Trees are perhaps most well known for their ability to clean the air. Through microscopic openings underneath leaves, called stromata, trees can filter air pollutants like nitrogen, ozone, and carbon dioxide and convert them into sugar and carbs which are used for the tree’s survival.

Excess carbon dioxide in the atmosphere from human emissions has been linked as the leading cause for warmer global temperatures and increased ocean acidity. Trees are adept at storing thousands of pounds of the gas as energy in their lifetime. It seems like a perfect balance, but trees don’t put a dent on the carbon dioxide emissions from our day to day activities.

Herrick Brown is the curator of plant collection at the AC Moore Herbarium at the University of South Carolina. The Herbarium stores information on more than 130 thousand plant cuttings which gives researchers data about how people are changing our forests and how trees can clean some of our mistakes.

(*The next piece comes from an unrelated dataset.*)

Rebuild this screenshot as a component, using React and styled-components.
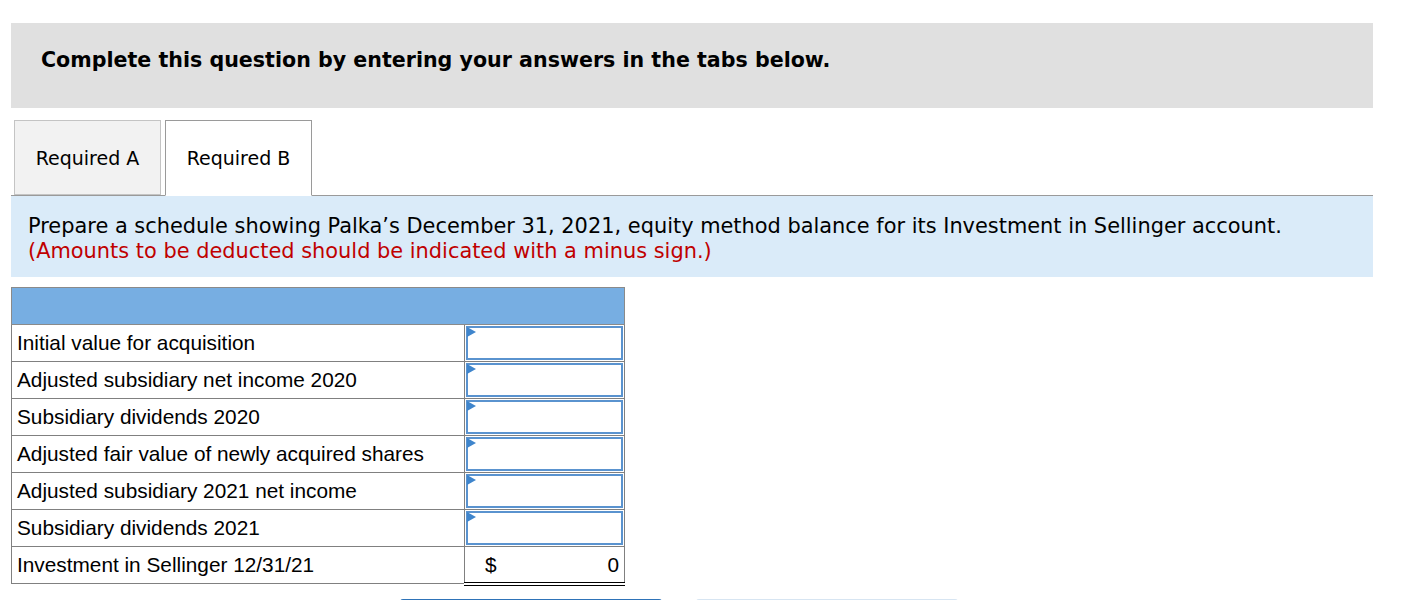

In a few calculations, Brown was able to estimate a 100-year-old tree on campus at U of SC holds 18,600 pounds of carbon dioxide.

According to the EPA, the average passenger car emits 4.7 metric tons  (about 5 US tons) of Carbon Dioxide into the atmosphere every year. In less than 2 years, a passenger car emits enough Carbon Dioxide to fill a 100 year old tree in its entire lifetime. Planting trees are an important practice, but keeping old trees alive and health deserve just as much attention because it takes decades before a young tree can reduce carbon emissions.

Here’s the formula we used. You can find more information by clicking here.

  • 0.25 X Diameter X Diameter X Height = weight of tree trunk
  • Use 0.25 if the diameter is less than 11”. Use 0.15 instead for larger trees with a diameter of 11” or greater. The diameter and height should be measured in inches. This number is a very broad approximation. It accounts for the density of the wood which varies from tree to tree.
  • Multiply by 1.2 =  weight of entire tree including roots
  • The roots are estimated to be 20% of the tree’s mass. This number also varies from tree to tree.
  • Multiply by 0.725 = weight of dry wood.
  • The weight of a tree trunk is only about 72.5% dry wood (the rest is water). The
  • Multiply by 0.5 = weight of carbon
  • About half the weight of dry wood is carbon.
  • Multiply by 3.663 = ANSWER (weight of carbon dioxide)
  • Carbon dioxide (which is a molecule of carbon attached to two molecules of oxygen) weighs 3.663 times more than the weight of carbon. When you multiply the formula by this number, you will have an estimate of the carbon dioxide stored in a tree’s trunk and roots as sugar and carbs.